What they didn't count on were the health implications for their offspring.
Many images from his tomb artefacts show him leaning on tall staffs. CT scans have revealed that Tutankhamun's left foot was crippled with a bone necrosis which would have made walking painful and difficult. It helps us understand why, of all the pharaohs, only Tutankhamun is shown seated while engaging in physical activities such as hunting birds with bow and arrows, or using a throw stick. It also explains his tomb's large collection of staffs and sticks.
There's just one thing that puzzles me.
The pharaohs weren't averse to re-writing their reality to create a fabulous new vision of themselves to take to the afterlife. Regardless of their age and how they actually looked, pharaohs are usually shown in the prime of their life, standing tall, vigorous and proud.

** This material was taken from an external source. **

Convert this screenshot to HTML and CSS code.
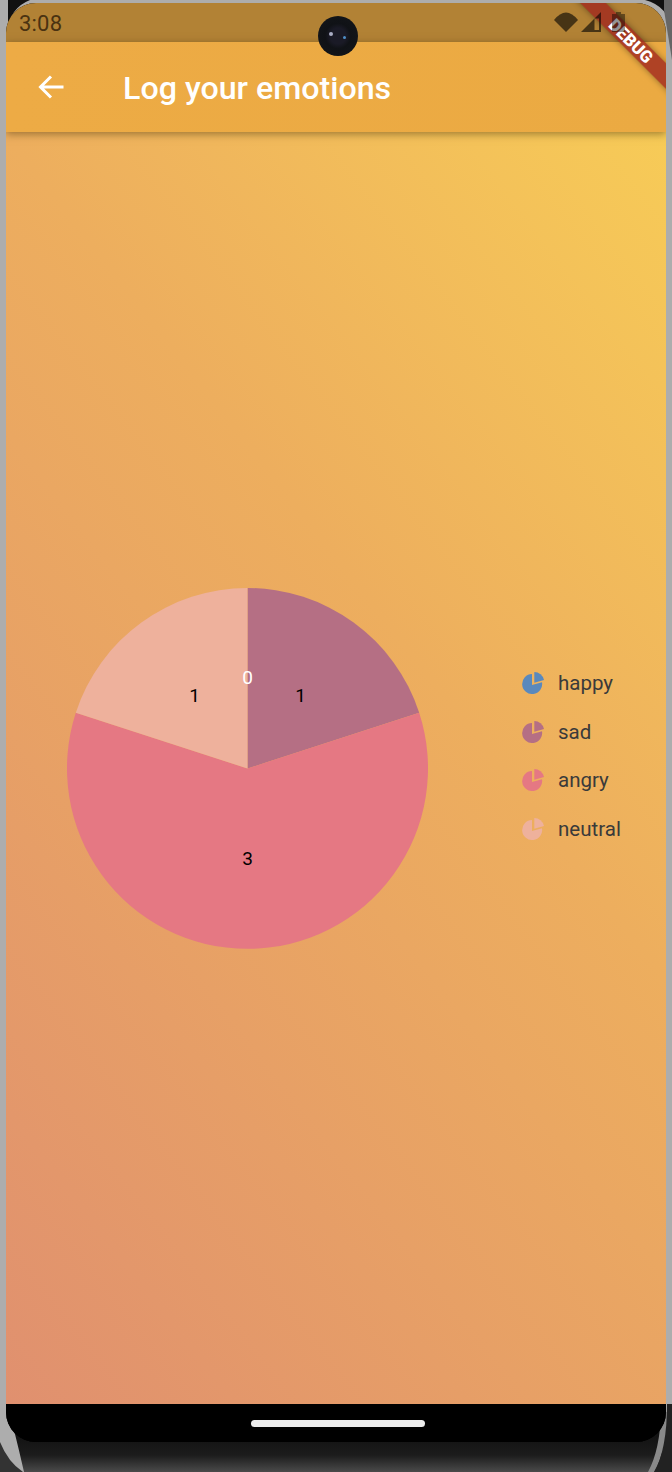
FILE: index.html
```html
<!DOCTYPE html>
<html lang="en">
<head>
    <meta charset="UTF-8">
    <meta name="viewport" content="width=device-width, initial-scale=1.0">
    <title>Log your emotions</title>
    <link rel="stylesheet" href="styles.css">
</head>
<body>
    <div class="device">
        <!-- Phone body behind the screen -->
        <svg class="frame" width="672" height="1472" viewBox="0 0 672 1472">
            <defs>
                <linearGradient id="chin" x1="0" y1="0" x2="0" y2="1">
                    <stop offset="0" stop-color="#0f0f0f"/>
                    <stop offset="0.6" stop-color="#1c1c1c"/>
                    <stop offset="1" stop-color="#4a4a4a"/>
                </linearGradient>
            </defs>
            <rect width="672" height="1472" fill="#adadad"/>
            <path d="M8 30Q10 8 30 0H645Q668 6 672 30V0H8Z" fill="#111"/>
            <path d="M664 0H672V60L664 10Z" fill="#666"/>
            <path d="M14 1430H662V1472H24Q19 1450 14 1430Z" fill="url(#chin)"/>
            <path d="M0 1442Q8 1462 23 1472H0Z" fill="#333"/>
            <path d="M661 1412H667Q667 1450 654 1472H648Q660 1450 661 1412Z" fill="#8a8a8a"/>
            <path d="M667 1404H672V1472H654Q667 1450 667 1404Z" fill="#222"/>
        </svg>

        <div class="screen">
            <div class="status-bar">
                <span class="clock">3:08</span>
                <div class="status-icons">
                    <svg width="24" height="20" viewBox="0 0 24 20"><path class="status-glyph" d="M0 8Q12 -7 24 8L12 20Z"/></svg>
                    <svg width="20" height="20" viewBox="0 0 20 20"><path class="status-glyph" fill-rule="evenodd" d="M20 0V20H0ZM13.500 6.500V18H18V6.500Z"/></svg>
                    <svg class="battery" width="13" height="20" viewBox="0 0 13 20"><path class="status-glyph" d="M4 0H9V2H13V20H0V2H4Z"/></svg>
                </div>
            </div>
            <header class="app-bar">
                <svg class="back" width="26" height="26" viewBox="0 0 26 26">
                    <path d="M25.500 13H3M13 2.500L2.500 13L13 23.500" fill="none" stroke="#fff" stroke-width="3"/>
                </svg>
                <h1>Log your emotions</h1>
            </header>

            <main class="content">
                <svg class="pie" width="361" height="361" viewBox="0 0 361 361">
                    <path d="M180.500 180.500V0A180.500 180.500 0 0 1 352.200 124.700Z" fill="#b56f84"/>
                    <path d="M180.500 180.500L352.200 124.700A180.500 180.500 0 1 1 8.800 124.700Z" fill="#e57883"/>
                    <path d="M180.500 180.500L8.800 124.700A180.500 180.500 0 0 1 180.500 0Z" fill="#eeb19c"/>
                    <text class="pie-label" x="233.500" y="113.500">1</text>
                    <text class="pie-label" x="180.500" y="277">3</text>
                    <text class="pie-label" x="127.500" y="113.500">1</text>
                    <text class="pie-label zero" x="180.500" y="96">0</text>
                </svg>

                <ul class="legend">
                    <li>
                        <svg class="legend-icon happy" viewBox="0 0 22 22"><path d="M10 2V13L20 10.200A10 10 0 1 1 10 2Z"/><path d="M12.300 0A10 10 0 0 1 22 8L12.300 10.800Z"/></svg>
                        happy
                    </li>
                    <li>
                        <svg class="legend-icon sad" viewBox="0 0 22 22"><path d="M10 2V13L20 10.200A10 10 0 1 1 10 2Z"/><path d="M12.300 0A10 10 0 0 1 22 8L12.300 10.800Z"/></svg>
                        sad
                    </li>
                    <li>
                        <svg class="legend-icon angry" viewBox="0 0 22 22"><path d="M10 2V13L20 10.200A10 10 0 1 1 10 2Z"/><path d="M12.300 0A10 10 0 0 1 22 8L12.300 10.800Z"/></svg>
                        angry
                    </li>
                    <li>
                        <svg class="legend-icon neutral" viewBox="0 0 22 22"><path d="M10 2V13L20 10.200A10 10 0 1 1 10 2Z"/><path d="M12.300 0A10 10 0 0 1 22 8L12.300 10.800Z"/></svg>
                        neutral
                    </li>
                </ul>
            </main>

            <div class="nav-bar"><span class="home-pill"></span></div>
            <div class="debug-banner">DEBUG</div>
        </div>

        <div class="camera"><span class="glint"></span><span class="glint blue"></span></div>
    </div>
</body>
</html>
```

FILE: styles.css
```css
body {
    margin: 0;
    font-family: Roboto, "Liberation Sans", sans-serif;
    background-color: #adadad;
}

.device {
    position: relative;
    width: 672px;
    height: 1472px;
    padding: 3px 6px 0;
    box-sizing: border-box;
    overflow: hidden;
}

.frame {
    position: absolute;
    top: 0;
    left: 0;
}

.screen {
    position: relative;
    width: 660px;
    height: 1439px;
    display: flex;
    flex-direction: column;
    overflow: hidden;
    border-radius: 30px;
    background: #000;
}

.status-bar {
    height: 39px;
    flex-shrink: 0;
    display: flex;
    justify-content: space-between;
    align-items: center;
    padding: 1px 41px 0 13px;
    box-sizing: border-box;
    background-color: #b28235;
    color: #4a3211;
}

.clock {
    font-size: 22px;
    letter-spacing: 0.2px;
}

/* system icons sit on top of the debug banner */
.status-icons {
    position: relative;
    z-index: 3;
    display: flex;
    align-items: center;
    gap: 3px;
    margin-top: -2px;
}

.status-glyph {
    fill: rgba(0, 0, 0, 0.6);
}

.battery {
    margin-left: 8px;
}

.battery .status-glyph {
    fill: rgba(0, 0, 0, 0.42);
}

.app-bar {
    position: relative;
    z-index: 1;
    height: 90px;
    flex-shrink: 0;
    display: flex;
    align-items: center;
    gap: 59px;
    padding-left: 32px;
    background: linear-gradient(to right, #edab45, #ebaa42);
    box-shadow: 0 2px 8px rgba(70, 50, 10, 0.5);
}

.app-bar h1 {
    margin: 0;
    padding-top: 2px;
    font-size: 32.2px;
    font-weight: 500;
    color: white;
}

.back {
    flex-shrink: 0;
}

.content {
    flex: 1;
    display: flex;
    align-items: center;
    padding-left: 61px;
    background: linear-gradient(232deg, #f7cb57, #edae5e 40%, #e0906f);
}

.pie {
    flex-shrink: 0;
}

.pie-label {
    font-size: 19px;
    text-anchor: middle;
    fill: #000;
}

.pie-label.zero {
    fill: #fff;
}

.legend {
    list-style: none;
    margin: 0 0 24px 94px;
    padding: 0;
}

.legend li {
    height: 48.67px;
    display: flex;
    align-items: center;
    gap: 14px;
    font-size: 20.5px;
    color: #3a3a3a;
}

.legend-icon {
    width: 22px;
    height: 22px;
}

.happy { fill: #5a89bd; }
.sad { fill: #b56f84; }
.angry { fill: #e57883; }
.neutral { fill: #eeb19c; }

.nav-bar {
    height: 38px;
    flex-shrink: 0;
    display: flex;
    justify-content: center;
    padding: 16px 0 0 4px;
    box-sizing: border-box;
    background-color: #000;
}

.home-pill {
    width: 174px;
    height: 7px;
    border-radius: 4px;
    background-color: #ececec;
}

.debug-banner {
    position: absolute;
    top: 30px;
    left: 526px;
    z-index: 2;
    width: 200px;
    height: 18px;
    padding-right: 3px;
    box-sizing: border-box;
    line-height: 18px;
    text-align: center;
    font-size: 17px;
    font-weight: 900;
    color: white;
    background-color: rgba(160, 40, 30, 0.8);
    box-shadow: 0 0 6px rgba(0, 0, 0, 0.4);
    transform: rotate(45deg);
}

.camera {
    position: absolute;
    top: 16px;
    left: 318px;
    z-index: 3;
    width: 40px;
    height: 40px;
    border-radius: 50%;
    background: radial-gradient(circle at 50% 50%, #1a1a26 0 28%, #101216 45%, #14161a 100%);
}

.glint {
    position: absolute;
    top: 16px;
    left: 11px;
    width: 4px;
    height: 4px;
    border-radius: 50%;
    background-color: #a9adc4;
}

.glint.blue {
    top: 20px;
    left: 25px;
    width: 3px;
    height: 3px;
    background-color: #4f8fc9;
}
```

Tomb paintings portraying endless bounty and flawless pharaohs cozying-up to the gods were designed to create that reality once the king had passed over. So why didn't Tutankhamun take the opportunity to forge a new version of himself for the afterlife? He could have been reborn a healthier, more robust Tutankhamun who was walking-stick free and could now stand and hunt like his esteemed forebears.

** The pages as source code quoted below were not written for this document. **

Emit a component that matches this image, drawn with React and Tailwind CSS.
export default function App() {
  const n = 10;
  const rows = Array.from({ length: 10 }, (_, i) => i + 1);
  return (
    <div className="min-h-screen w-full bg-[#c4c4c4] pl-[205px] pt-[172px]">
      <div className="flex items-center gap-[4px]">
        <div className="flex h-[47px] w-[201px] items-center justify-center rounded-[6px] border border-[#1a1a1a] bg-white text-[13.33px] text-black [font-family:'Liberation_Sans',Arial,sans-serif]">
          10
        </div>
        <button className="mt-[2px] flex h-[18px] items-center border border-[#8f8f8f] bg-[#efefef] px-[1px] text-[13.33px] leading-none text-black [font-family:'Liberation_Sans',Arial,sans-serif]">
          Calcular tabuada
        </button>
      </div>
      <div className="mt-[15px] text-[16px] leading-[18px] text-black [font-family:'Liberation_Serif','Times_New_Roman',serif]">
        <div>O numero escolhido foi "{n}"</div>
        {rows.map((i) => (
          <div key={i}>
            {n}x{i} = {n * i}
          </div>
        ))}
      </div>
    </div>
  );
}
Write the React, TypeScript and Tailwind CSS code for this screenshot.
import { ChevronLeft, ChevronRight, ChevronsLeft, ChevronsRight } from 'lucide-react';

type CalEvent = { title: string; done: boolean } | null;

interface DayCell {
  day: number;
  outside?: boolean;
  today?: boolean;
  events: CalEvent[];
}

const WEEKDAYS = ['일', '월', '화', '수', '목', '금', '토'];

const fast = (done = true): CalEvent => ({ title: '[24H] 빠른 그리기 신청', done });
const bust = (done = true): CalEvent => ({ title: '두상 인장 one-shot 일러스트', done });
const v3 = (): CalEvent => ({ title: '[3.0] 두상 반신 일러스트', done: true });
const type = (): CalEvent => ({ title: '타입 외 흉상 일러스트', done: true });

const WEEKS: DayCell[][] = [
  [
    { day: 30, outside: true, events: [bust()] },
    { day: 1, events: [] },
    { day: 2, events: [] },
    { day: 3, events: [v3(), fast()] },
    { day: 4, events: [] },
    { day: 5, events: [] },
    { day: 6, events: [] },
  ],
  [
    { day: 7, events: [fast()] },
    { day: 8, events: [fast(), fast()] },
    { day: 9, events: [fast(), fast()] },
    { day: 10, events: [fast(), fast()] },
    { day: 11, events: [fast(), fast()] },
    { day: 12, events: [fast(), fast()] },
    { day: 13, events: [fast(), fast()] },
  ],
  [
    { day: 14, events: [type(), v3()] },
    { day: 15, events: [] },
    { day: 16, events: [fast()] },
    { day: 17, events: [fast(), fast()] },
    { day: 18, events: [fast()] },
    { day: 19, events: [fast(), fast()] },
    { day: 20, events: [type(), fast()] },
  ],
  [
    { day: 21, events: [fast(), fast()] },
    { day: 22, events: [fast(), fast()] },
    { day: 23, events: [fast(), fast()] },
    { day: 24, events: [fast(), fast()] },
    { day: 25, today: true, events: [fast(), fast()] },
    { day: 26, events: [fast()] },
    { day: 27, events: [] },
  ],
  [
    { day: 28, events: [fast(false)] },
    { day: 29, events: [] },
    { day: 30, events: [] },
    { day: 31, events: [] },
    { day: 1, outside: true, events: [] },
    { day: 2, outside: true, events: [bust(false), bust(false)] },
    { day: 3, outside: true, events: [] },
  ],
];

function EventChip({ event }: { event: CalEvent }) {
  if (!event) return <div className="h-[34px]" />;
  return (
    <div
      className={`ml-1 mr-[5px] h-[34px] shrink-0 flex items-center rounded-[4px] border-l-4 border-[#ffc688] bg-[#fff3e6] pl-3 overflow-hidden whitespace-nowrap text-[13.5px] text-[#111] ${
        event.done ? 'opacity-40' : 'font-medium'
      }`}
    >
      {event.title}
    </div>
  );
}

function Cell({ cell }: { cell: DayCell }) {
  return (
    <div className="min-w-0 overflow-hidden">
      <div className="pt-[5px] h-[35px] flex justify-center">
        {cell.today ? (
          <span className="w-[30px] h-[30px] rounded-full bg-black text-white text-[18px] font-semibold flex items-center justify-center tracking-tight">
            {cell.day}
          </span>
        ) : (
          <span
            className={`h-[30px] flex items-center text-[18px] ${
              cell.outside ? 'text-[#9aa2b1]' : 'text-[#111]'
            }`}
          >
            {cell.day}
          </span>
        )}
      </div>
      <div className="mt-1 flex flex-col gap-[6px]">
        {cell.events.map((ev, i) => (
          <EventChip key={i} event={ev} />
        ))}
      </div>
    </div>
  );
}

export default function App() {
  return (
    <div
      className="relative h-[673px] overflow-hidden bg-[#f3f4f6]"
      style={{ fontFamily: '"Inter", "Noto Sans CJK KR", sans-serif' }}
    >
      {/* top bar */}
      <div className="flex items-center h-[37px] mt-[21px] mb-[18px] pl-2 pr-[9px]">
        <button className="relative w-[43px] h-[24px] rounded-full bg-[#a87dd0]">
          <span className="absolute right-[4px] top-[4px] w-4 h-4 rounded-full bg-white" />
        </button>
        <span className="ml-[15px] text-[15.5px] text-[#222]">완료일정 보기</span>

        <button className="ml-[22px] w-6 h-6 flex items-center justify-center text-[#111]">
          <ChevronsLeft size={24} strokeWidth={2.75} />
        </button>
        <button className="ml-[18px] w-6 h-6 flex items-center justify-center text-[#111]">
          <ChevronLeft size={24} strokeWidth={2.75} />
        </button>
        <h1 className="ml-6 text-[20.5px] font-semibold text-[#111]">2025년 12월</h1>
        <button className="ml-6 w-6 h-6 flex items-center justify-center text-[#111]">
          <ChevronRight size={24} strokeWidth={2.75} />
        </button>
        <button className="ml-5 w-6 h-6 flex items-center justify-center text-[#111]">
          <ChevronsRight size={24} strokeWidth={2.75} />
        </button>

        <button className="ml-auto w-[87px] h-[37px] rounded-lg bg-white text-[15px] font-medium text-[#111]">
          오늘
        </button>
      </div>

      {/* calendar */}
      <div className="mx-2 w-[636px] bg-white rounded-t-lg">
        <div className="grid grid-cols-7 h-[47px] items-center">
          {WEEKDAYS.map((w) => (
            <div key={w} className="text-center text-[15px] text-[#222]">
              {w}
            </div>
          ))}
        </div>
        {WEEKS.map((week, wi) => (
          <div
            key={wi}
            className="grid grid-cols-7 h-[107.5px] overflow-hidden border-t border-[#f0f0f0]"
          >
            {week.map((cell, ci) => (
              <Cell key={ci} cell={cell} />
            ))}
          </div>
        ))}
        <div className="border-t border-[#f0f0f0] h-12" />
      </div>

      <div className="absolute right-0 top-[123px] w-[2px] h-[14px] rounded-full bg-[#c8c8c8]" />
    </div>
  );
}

I would have thought that being buried with a bunch of walking sticks would have perpetuated in the afterlife the disability that afflicted him in this one. Tutankhamun's death was unexpected, so it is unlikely he had much of a say over the stocking of his tomb. However the next pharaoh, Ay, had the chance to give his predecessor the gift of a stick-free eternity. I wonder why he didn't.
Any thoughts? Let me know in the comments section below or back on the Nile Magazine Facebook page.

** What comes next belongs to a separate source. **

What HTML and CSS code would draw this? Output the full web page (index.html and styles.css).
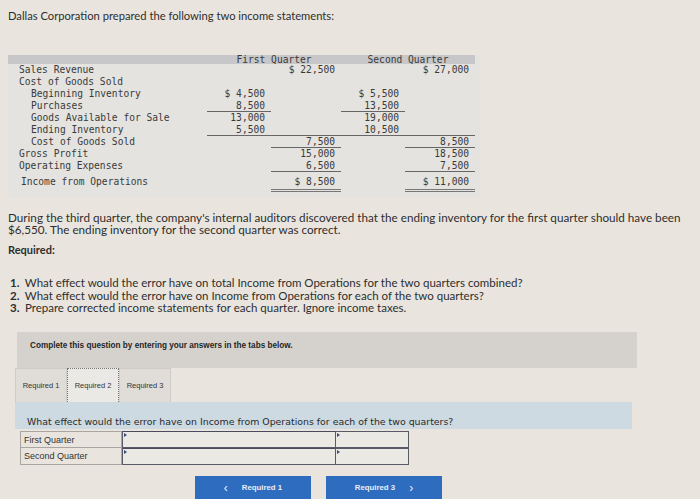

This walking stick is one of six made in a similar style, found lying on a bed in the Antechamber of Tutankhamun's tomb. Each had a papyriform ferrule at one end, and at the other, a handle curved and decorated with representations of bound prisoners.
The prisoners bore the features of Egypt's traditional African and Asiatic enemies. When the king grasped this cane, the captives were turned upside down and magically rendered harmless, under the full subjugation of the all-conquering king.
Howard Carter labelled this one as: "Stick with crook composed of bound African prisoner". It is beautifully made. The Nubian’s face, hands and feet are made out of ebony and he is represented wearing a short curly hair wig and a pleated garment. Today the walking stick forms part of the Tutankhamun collection in Cairo's Egyptian Museum (JE 61735), and perhaps helps the young king hobble around in the afterlife.
Photo: Kenneth Garrett.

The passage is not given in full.